Serious adverse events were numerically less common with aficamten (5.6% vs 9.3% with placebo). Adverse events more common with the drug were palpitations (7.0% vs 2.9%) and hypertension (7.7% vs 2.1%).

Aficamten also "modestly" lowered LVEF compared with placebo at week 24 (least squares mean difference -4.8 percentage points, 95% CI -6.3 to -3.2), but the difference disappeared after the 4-week washout period. Core lab-evaluated transient reduction of less than 50% in LVEF occurred in five aficamten-treated patients (3.5%) compared with one (0.7%) in the placebo group. Protocol-driven dose reduction occurred in seven (4.9%) aficamten patients. However, the researchers noted, "none of the patients in the aficamten group with a left ventricular ejection fraction of less than 50% had an interruption of treatment or an exacerbation of heart failure."

They acknowledged the relatively short treatment period in the trial but noted that the improvement in exercise capacity with aficamten exceeded the minimal clinically important difference in peak oxygen uptake (1 ml/kg/min), "and previously reported improvements that were not as pronounced as those observed in this trial have been associated with enhanced survival among patients with heart failure without HCM."

Disclosures

The trial was funded by Cytokinetics.

Maron disclosed relationships with Cytokinetics, BioMarin Pharmaceutical, Edgewise, and Imbria.

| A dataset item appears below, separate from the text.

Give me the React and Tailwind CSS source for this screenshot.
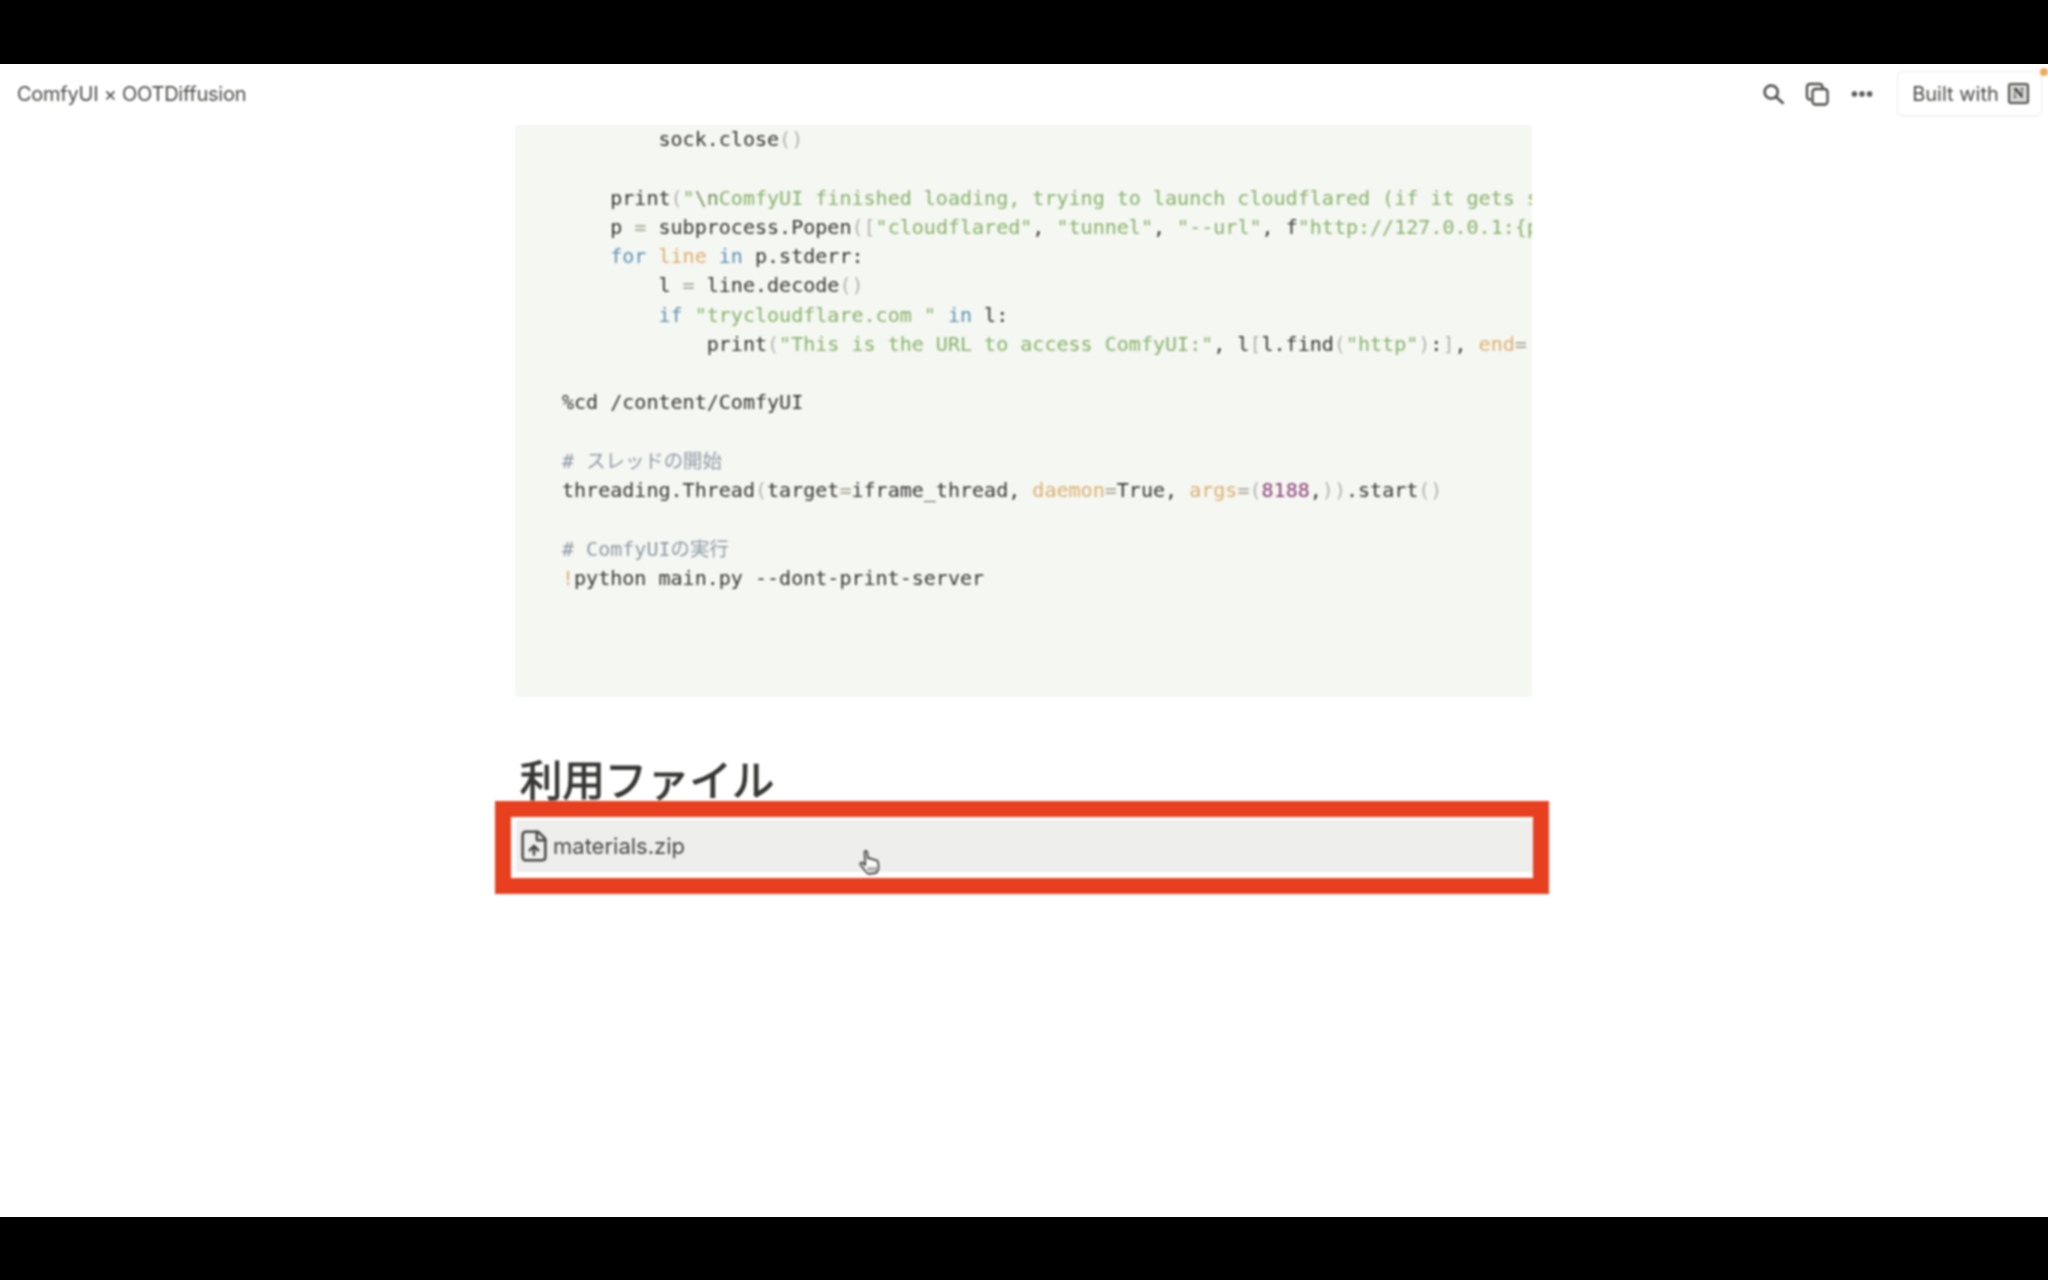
import React from "react";
import { MoreHorizontal, FileUp } from "lucide-react";

const T = ({ c, children }) => <span className={c}>{children}</span>;
const G = "text-[#86b36a]";
const B = "text-[#5c93b5]";
const O = "text-[#dcb06e]";
const P = "text-[#b4b4af]";
const E = "text-[#a8a596]";
const C = "text-[#8f99a5]";
const M = "text-[#8c3f78]";

const Line = ({ children }) => <div className="h-[29.25px] leading-[29.25px] whitespace-pre">{children || " "}</div>;

function Hand() {
  return (
    <svg width="24" height="28" viewBox="0 0 24 28" fill="none">
      <path
        d="M6.5 3.2c0-1.6 2.5-1.6 2.7 0l.8 6.3 1.2-.3c1-.2 1.8.2 2 1l1.3-.1c1-.1 1.6.4 1.8 1l1.3 0c1.5.2 2.4 1.3 2.6 2.8l.3 4.1c.2 2.8-1 4.6-2.5 6l-7.5 1c-1.6-.9-2.7-2.2-3.7-3.9l-4.3-5.4c-1-1.4.6-2.7 2-1.9l2.8 2.2z"
        fill="#fafafa"
        stroke="#4a4a4a"
        strokeWidth="1.8"
        strokeLinejoin="round"
      />
      <path d="M11 18v4M14 18v4M17 18v4" stroke="#4a4a4a" strokeWidth="1.2" />
    </svg>
  );
}

function SearchIcon() {
  return (
    <svg width="24" height="24" viewBox="0 0 24 24" fill="none" stroke="currentColor" strokeWidth="2.5" strokeLinecap="round" className="mr-[19px]">
      <circle cx="9.2" cy="10" r="6.6" />
      <path d="M14.2 15l6.6 6" />
    </svg>
  );
}

function CopyIcon() {
  return (
    <svg width="24" height="24" viewBox="0 0 24 24" fill="none" stroke="currentColor" strokeWidth="2.3" className="mr-[20px]">
      <path d="M6 17.5H5a3 3 0 0 1-3-3V5a3 3 0 0 1 3-3h9.5a3 3 0 0 1 3 3v1" />
      <rect x="7.5" y="7" width="15" height="15.5" rx="3" />
    </svg>
  );
}

function Notion() {
  return (
    <div className="w-[21px] h-[21px] rounded-[3px] border-[2.5px] border-[#4a4a48] bg-[#d8d8d6] flex items-center justify-center text-[15px] leading-none font-bold text-[#333331] font-['Liberation_Serif',serif]">
      N
    </div>
  );
}

export default function App() {
  return (
    <div className="w-[2048px] h-[1280px] flex flex-col overflow-hidden bg-white font-['Inter','Noto_Sans_CJK_JP',sans-serif]">
      <div className="h-[64px] bg-black shrink-0" />

      <header className="relative h-[61px] shrink-0 flex items-center justify-between pl-[17px] pr-[6px] pb-[2px] text-[#4a4a48] blur-[0.8px]">
        <div className="text-[20px] leading-none tracking-[-0.25px]">ComfyUI × OOTDiffusion</div>
        <div className="flex items-center">
          <SearchIcon />
          <CopyIcon />
          <MoreHorizontal size={26} strokeWidth={3} className="mr-[22px]" />
          <div className="h-[45px] w-[145px] flex items-center justify-center gap-[9px] pl-[2px] rounded-[6px] border border-[#ebebe9] text-[20px] shadow-[0_1px_2px_rgba(0,0,0,0.04)]">
            <span>Built with</span>
            <Notion />
          </div>
        </div>
        <div className="absolute right-0 top-[4px] w-[8px] h-[8px] rounded-full bg-[#eeaa55]" />
      </header>

      <main className="flex-1 overflow-hidden pl-[515px] blur-[0.8px]">
        <div className="w-[1017px] h-[572px] bg-[#f5f7f2] overflow-hidden rounded-[2px] pl-[47px] text-[20.04px] text-[#363635] font-['DejaVu_Sans_Mono','Noto_Sans_CJK_JP',monospace]">
          <Line>{"        sock.close"}<T c={P}>()</T></Line>
          <Line />
          <Line>{"    print"}<T c={P}>(</T><T c={G}>"</T><T c="text-[#6f8f5a]">\n</T><T c={G}>ComfyUI finished loading, trying to launch cloudflared (if it gets stuck here cloudflared is having issues)</T></Line>
          <Line>{"    p "}<T c={E}>=</T>{" subprocess.Popen"}<T c={P}>(</T><T c={P}>[</T><T c={G}>"cloudflared"</T>{", "}<T c={G}>"tunnel"</T>{", "}<T c={G}>"--url"</T>{", f"}<T c={G}>"http://127.0.0.1:{"{"}port{"}"}"</T></Line>
          <Line>{"    "}<T c={B}>for</T>{" "}<T c={O}>line</T>{" "}<T c={B}>in</T>{" p.stderr:"}</Line>
          <Line>{"        l "}<T c={E}>=</T>{" line.decode"}<T c={P}>()</T></Line>
          <Line>{"        "}<T c={B}>if</T>{" "}<T c={G}>"trycloudflare.com "</T>{" "}<T c={B}>in</T>{" l:"}</Line>
          <Line>{"            print"}<T c={P}>(</T><T c={G}>"This is the URL to access ComfyUI:"</T>{", l"}<T c={P}>[</T>{"l.find"}<T c={P}>(</T><T c={G}>"http"</T><T c={P}>)</T>{":"}<T c={P}>]</T>{", "}<T c={O}>end</T><T c={E}>=</T></Line>
          <Line />
          <Line>%cd /content/ComfyUI</Line>
          <Line />
          <Line><T c={C}># <span className="text-[19.4px]">スレッドの開始</span></T></Line>
          <Line>{"threading.Thread"}<T c={P}>(</T>{"target"}<T c={E}>=</T>{"iframe_thread, "}<T c={O}>daemon</T><T c={E}>=</T>{"True, "}<T c={O}>args</T><T c={E}>=</T><T c={P}>(</T><T c={M}>8188</T>{","}<T c={P}>))</T>{".start"}<T c={P}>()</T></Line>
          <Line />
          <Line><T c={C}># ComfyUI<span className="text-[19.4px]">の実行</span></T></Line>
          <Line><T c={O}>!</T>python main.py --dont-print-server</Line>
        </div>

        <h2 className="mt-[61px] ml-[5px] h-[46px] leading-[46px] text-[42.4px] font-normal [-webkit-text-stroke:1.1px_#363634] text-[#363634] whitespace-nowrap">利用ファイル</h2>

        <div className="relative -mt-[3px] -ml-[20px] w-[1054px] h-[93px] border-[16px] border-[#e8401f] bg-white pt-[3px] pb-[6px] pl-[5px]">
          <div className="h-[52px] bg-[#eeeeed] flex items-center pl-[1px] text-[#484846]">
            <FileUp size={34} strokeWidth={1.8} className="mr-[2px]" />
            <span className="text-[22px] leading-none">materials.zip</span>
          </div>
          <div className="absolute left-[347px] top-[32px]">
            <Hand />
          </div>
        </div>
      </main>

      <div className="h-[63px] bg-black shrink-0" />
    </div>
  );
}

Ommen disclosed no conflicts of interest.

Primary Source

New England Journal of Medicine

Maron MS, et al "Aficamten for symptomatic obstructive hypertrophic cardiomyopathy" N Engl J Med 2024; DOI: 10.1056/NEJMoa2401424.

Secondary Source

New England Journal of Medicine

Ommen SR "Sixty years of hemodynamic pharmacology in obstructive hypertrophic cardiomyopathy" N Engl J Med 2024; DOI: 10.1056/NEJMe2403937.